# Data in this exercise start
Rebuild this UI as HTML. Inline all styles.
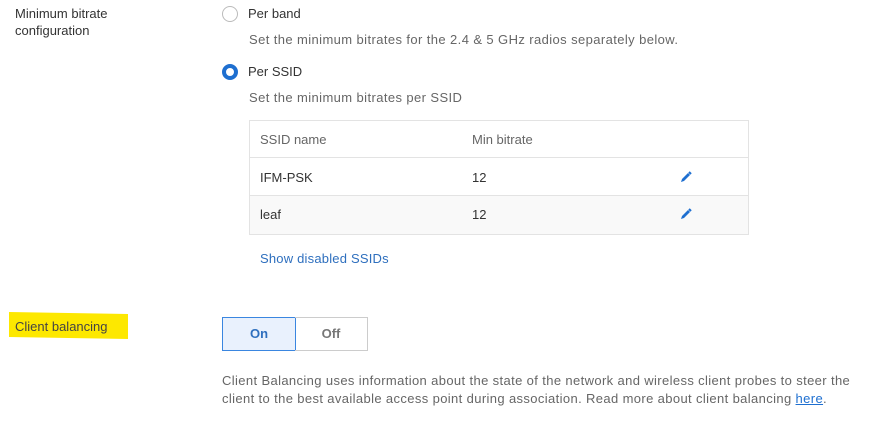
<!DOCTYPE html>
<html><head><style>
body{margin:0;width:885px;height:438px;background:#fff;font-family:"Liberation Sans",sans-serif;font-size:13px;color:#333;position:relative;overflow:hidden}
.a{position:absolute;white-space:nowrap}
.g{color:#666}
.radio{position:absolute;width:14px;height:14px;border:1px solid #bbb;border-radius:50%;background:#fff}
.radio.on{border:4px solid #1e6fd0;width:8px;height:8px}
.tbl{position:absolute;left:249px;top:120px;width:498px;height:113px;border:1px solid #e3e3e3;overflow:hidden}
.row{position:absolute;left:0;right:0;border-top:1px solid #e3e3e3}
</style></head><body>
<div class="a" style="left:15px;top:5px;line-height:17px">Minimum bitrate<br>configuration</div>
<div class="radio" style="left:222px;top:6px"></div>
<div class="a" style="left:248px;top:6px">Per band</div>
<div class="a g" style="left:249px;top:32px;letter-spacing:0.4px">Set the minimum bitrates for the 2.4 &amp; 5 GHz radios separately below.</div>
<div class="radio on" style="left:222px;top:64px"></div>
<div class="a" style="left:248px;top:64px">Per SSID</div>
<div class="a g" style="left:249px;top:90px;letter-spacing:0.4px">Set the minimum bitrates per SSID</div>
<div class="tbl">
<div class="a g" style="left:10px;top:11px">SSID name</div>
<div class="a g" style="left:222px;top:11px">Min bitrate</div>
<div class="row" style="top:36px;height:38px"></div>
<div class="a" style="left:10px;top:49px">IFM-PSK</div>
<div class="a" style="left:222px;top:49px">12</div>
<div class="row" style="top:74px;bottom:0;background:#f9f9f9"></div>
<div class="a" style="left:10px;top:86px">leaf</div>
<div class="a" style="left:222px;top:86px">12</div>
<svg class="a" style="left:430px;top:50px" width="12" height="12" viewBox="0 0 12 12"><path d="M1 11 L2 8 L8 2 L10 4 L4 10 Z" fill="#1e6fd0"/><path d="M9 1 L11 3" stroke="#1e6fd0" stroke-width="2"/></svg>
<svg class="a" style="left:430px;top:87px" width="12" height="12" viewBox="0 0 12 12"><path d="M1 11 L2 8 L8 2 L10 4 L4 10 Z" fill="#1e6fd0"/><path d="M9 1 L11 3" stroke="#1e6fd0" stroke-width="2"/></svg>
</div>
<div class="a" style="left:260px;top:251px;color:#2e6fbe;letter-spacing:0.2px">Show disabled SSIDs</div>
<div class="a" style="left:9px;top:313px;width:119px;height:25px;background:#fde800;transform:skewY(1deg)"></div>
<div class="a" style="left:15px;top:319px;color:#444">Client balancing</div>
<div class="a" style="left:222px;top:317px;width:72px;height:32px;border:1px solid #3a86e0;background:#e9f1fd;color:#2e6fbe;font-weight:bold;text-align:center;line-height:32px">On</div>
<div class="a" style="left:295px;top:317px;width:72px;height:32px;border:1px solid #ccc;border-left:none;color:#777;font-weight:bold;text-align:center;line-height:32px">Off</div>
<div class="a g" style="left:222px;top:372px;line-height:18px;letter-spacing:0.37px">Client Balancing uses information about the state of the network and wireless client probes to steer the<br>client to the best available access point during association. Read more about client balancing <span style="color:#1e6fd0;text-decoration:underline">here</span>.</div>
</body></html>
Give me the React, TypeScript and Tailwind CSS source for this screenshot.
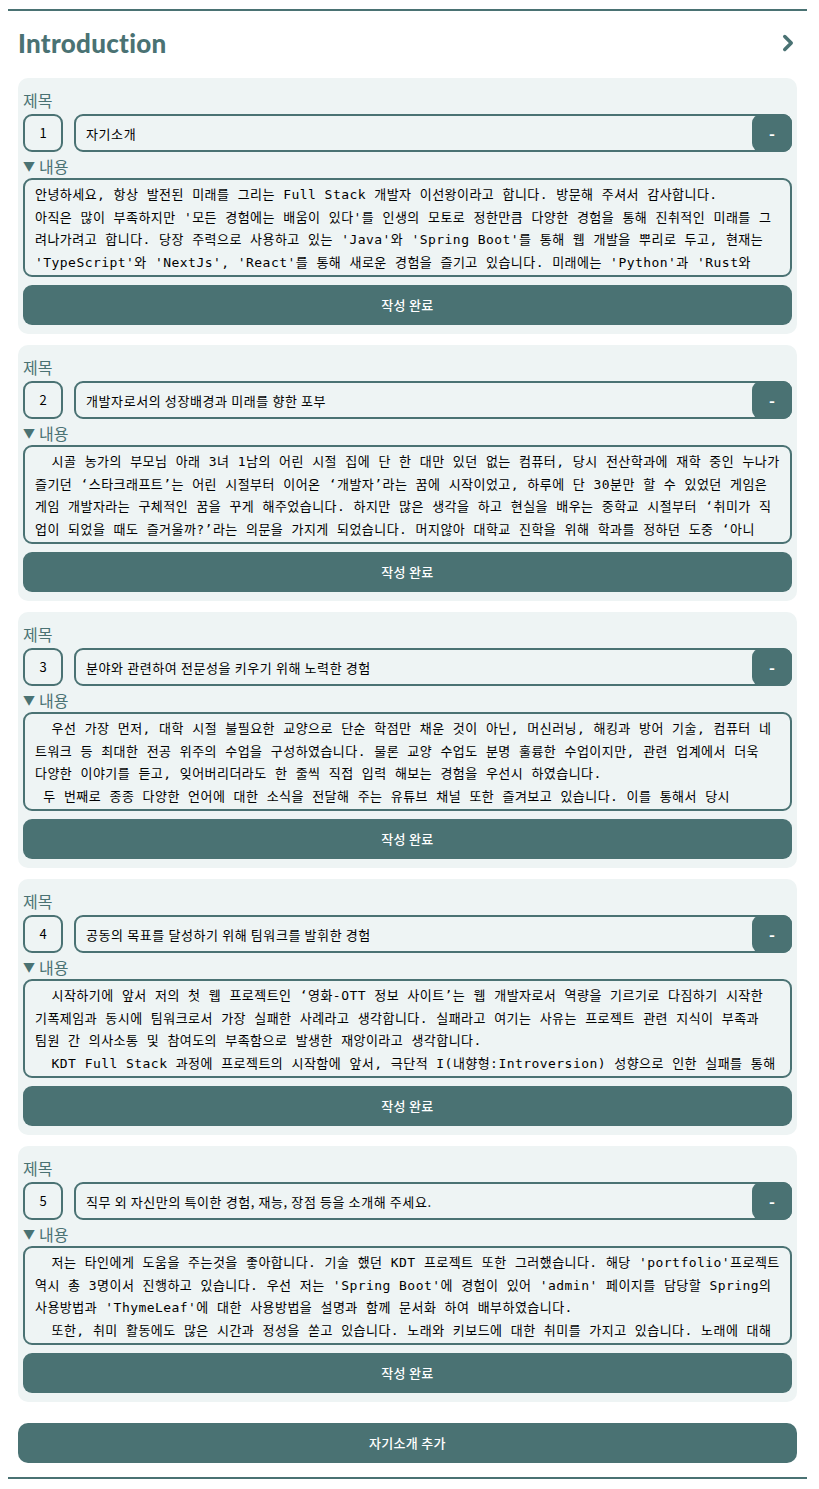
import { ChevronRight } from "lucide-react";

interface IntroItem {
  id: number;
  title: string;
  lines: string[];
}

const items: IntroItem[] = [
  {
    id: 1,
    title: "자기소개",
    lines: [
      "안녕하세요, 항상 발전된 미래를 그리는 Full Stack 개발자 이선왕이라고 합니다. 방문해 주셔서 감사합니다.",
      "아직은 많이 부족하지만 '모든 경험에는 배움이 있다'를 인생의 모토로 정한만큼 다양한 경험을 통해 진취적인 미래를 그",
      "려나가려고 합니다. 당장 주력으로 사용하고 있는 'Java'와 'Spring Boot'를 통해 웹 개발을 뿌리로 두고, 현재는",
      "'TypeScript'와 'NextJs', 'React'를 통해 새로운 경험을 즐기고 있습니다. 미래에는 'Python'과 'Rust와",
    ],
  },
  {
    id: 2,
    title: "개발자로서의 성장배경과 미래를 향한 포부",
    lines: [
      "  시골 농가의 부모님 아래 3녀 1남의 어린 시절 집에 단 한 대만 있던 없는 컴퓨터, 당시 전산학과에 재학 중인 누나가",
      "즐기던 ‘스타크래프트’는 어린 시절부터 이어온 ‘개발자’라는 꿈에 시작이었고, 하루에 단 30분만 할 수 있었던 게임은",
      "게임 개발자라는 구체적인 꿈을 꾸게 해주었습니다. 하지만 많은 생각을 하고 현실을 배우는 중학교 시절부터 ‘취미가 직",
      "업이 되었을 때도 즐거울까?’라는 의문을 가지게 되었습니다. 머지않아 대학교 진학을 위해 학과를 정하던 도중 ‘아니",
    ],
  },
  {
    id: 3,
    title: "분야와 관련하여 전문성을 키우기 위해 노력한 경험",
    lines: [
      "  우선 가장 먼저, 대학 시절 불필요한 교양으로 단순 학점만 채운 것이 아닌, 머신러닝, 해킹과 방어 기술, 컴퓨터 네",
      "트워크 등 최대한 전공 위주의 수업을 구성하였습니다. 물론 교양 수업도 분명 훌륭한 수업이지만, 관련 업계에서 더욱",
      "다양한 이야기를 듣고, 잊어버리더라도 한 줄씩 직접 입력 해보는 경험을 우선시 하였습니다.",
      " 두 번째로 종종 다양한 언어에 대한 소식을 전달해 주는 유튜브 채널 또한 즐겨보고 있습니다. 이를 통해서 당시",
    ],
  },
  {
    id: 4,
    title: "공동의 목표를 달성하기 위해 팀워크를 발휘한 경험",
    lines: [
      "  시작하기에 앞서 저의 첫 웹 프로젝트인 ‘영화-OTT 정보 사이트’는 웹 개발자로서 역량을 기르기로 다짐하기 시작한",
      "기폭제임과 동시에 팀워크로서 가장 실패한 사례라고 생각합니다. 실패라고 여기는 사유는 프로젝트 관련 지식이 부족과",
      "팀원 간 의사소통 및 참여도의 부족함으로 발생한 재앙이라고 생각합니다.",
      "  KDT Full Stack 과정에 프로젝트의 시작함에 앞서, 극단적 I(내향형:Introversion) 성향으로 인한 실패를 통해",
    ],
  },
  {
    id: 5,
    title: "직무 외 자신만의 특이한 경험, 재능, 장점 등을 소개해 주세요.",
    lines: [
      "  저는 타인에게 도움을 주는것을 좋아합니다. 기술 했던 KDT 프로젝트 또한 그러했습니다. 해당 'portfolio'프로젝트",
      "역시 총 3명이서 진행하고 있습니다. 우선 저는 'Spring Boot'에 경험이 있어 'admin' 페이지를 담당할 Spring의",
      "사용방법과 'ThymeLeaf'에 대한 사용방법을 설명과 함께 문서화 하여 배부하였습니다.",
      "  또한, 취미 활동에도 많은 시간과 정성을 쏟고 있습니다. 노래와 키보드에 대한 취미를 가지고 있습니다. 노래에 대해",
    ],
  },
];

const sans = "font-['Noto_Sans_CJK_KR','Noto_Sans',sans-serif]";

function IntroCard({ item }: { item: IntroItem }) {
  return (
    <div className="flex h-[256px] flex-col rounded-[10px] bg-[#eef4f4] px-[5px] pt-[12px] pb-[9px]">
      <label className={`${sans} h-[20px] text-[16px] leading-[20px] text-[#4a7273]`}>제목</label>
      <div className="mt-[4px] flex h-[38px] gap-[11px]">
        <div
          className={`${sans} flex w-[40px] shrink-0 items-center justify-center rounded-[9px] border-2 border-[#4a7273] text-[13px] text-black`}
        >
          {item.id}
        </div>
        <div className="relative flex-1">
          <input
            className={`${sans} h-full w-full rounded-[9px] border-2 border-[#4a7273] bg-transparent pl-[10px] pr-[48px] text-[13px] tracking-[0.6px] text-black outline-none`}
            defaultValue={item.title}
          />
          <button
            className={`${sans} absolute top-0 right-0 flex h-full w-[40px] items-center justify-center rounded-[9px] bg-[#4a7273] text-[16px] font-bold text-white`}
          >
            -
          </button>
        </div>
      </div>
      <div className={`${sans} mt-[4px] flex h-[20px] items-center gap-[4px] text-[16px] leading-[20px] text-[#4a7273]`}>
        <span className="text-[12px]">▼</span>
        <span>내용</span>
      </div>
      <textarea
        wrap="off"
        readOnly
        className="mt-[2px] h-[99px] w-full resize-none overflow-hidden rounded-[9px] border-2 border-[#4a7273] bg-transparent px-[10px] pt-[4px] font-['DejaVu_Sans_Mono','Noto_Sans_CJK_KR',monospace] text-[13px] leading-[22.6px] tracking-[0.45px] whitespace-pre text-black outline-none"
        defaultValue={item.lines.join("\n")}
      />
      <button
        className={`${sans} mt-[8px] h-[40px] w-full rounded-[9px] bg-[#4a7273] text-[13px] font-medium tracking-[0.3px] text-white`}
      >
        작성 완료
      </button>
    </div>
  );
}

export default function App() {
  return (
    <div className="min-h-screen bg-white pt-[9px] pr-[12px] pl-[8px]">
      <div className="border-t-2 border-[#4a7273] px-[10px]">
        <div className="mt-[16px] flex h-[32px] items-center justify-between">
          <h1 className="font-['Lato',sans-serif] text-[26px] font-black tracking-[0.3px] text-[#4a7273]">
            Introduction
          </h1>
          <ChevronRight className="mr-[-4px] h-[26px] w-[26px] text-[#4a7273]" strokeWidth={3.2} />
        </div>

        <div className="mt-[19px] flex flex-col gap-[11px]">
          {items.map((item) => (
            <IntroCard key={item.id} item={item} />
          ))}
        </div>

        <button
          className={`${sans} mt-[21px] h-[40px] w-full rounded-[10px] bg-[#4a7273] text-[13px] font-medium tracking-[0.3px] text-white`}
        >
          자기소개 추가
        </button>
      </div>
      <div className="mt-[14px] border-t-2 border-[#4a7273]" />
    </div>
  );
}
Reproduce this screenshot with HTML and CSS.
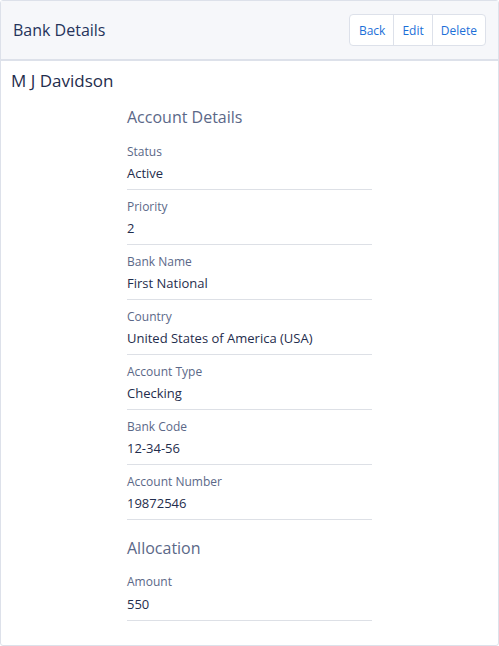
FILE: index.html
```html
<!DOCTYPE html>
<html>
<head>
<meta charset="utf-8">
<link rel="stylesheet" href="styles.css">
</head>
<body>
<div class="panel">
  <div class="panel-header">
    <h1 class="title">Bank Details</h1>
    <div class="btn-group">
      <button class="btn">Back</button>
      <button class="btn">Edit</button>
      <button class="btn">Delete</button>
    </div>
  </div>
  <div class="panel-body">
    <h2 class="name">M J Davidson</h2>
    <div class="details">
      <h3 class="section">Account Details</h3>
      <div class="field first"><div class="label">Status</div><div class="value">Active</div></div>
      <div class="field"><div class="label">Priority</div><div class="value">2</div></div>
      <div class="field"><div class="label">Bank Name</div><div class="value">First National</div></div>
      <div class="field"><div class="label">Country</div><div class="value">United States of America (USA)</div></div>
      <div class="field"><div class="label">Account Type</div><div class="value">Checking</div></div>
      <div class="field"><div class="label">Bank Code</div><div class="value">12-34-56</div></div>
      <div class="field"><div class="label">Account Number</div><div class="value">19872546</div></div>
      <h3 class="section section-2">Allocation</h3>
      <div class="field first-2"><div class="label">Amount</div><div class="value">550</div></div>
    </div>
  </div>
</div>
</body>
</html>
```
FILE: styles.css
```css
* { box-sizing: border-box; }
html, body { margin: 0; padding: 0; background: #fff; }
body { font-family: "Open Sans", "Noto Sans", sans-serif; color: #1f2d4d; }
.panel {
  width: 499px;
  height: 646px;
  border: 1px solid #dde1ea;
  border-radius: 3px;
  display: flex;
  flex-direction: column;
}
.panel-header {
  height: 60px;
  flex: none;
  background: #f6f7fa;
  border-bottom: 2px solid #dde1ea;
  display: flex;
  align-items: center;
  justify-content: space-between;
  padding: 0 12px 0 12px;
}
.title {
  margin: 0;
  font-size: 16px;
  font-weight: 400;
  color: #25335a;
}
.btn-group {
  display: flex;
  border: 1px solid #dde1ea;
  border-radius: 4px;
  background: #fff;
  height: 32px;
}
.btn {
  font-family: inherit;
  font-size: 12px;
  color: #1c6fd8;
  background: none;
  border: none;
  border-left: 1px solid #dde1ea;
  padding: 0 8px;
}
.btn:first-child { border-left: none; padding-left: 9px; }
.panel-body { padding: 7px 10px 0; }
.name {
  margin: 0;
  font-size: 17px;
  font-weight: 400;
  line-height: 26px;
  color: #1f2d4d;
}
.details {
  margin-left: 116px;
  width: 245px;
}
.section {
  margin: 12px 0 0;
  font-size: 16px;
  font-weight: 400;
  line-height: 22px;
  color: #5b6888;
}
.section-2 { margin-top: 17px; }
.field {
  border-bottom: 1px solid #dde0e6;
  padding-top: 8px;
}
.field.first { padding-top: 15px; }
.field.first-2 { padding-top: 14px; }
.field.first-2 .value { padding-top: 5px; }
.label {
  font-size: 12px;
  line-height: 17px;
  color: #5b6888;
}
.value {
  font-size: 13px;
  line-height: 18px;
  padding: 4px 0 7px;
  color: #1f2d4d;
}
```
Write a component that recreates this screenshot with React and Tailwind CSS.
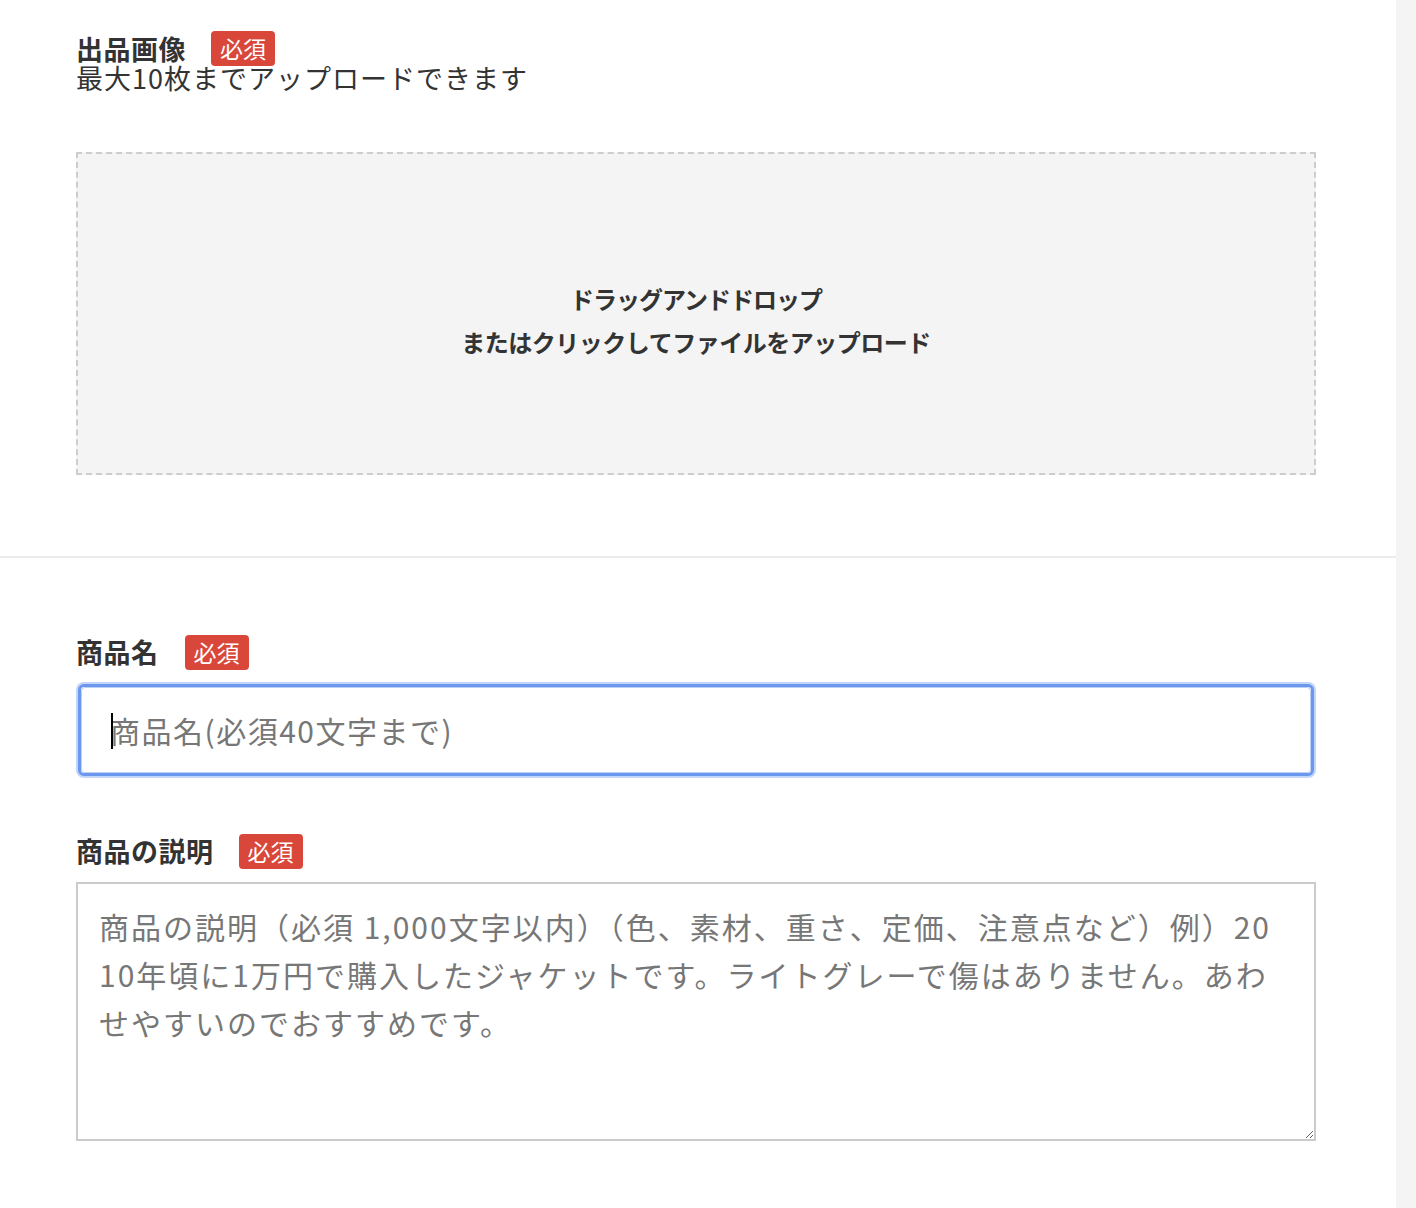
# Data in this exercise end
▶ **Problem to solve**: Which lines above contain "screenshot"? Show each of them.

▶ **Reply**:
Give me the React, TypeScript and Tailwind CSS source for this screenshot.
Reproduce this screenshot with HTML and CSS.
Write a component that recreates this screenshot with React and Tailwind CSS.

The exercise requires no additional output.